CA Law prohibiting surcharge was found unconstitutional in Jan 2018 and struck down, New York's was found similarly unconstitutional in 2017. 8 other states still have laws on the books about surcharging, and it's likely NY and CA will appeal (NY's case was remanded to a lower court, CA has not exhausted appeals up to SCOTUS; however, the case is similar and the verdict in the NY case was a unanimous 8-0 at the time [unfilled seat]).

That being said Visa's made it kind of obtuse in their rules, at a minimum. You're not allowed to surcharge another card any card with a higher processing rate more than Visa/mastercard (so if Visa and mastercard cost you 2% and Amex/Discover cost you 3-4%, you can only surcharge other credit cards on the whole up to 2%), and you can only surcharge up to your merchant discount rate (average swipe fee across all transactions). You then have to post signage about credit surcharging at the door, and at every point of sale. Then the networks require you to register because if you don't and someone reports it, you broke the rules, and if you do register they watch your surcharge rates and then bust you if your surcharge exceeds your merchant discount.

If you believe a merchant is applying a surcharge against the rules and you feel that's wrong, you can report it to your card issuer (particularly visa/mastercard). The system is against it.

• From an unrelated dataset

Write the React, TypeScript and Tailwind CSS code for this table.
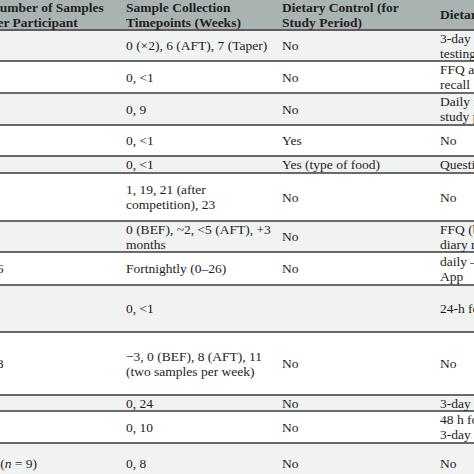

Even if the state laws on surcharging get struck down, the current network rules limiting surcharging to the average discount rate (changes over time, is it confusing if you visit one month and the surcharge is 1.55% and the next month it's 2.16%) and equal among all products (Amex may cost you more to process but you can only surcharge it the same as Visa/Mastercard's lower surcharge) combined with consumer anger/confusion means stores are just more likely to reject it. Although if the retail challenges to the surcharge laws in other states succeed, then I expect that the larger retailers will just start up their legal battle against the networks (Visa/Amex/Mastercard/Discover) again to strike down the rest of the provisions.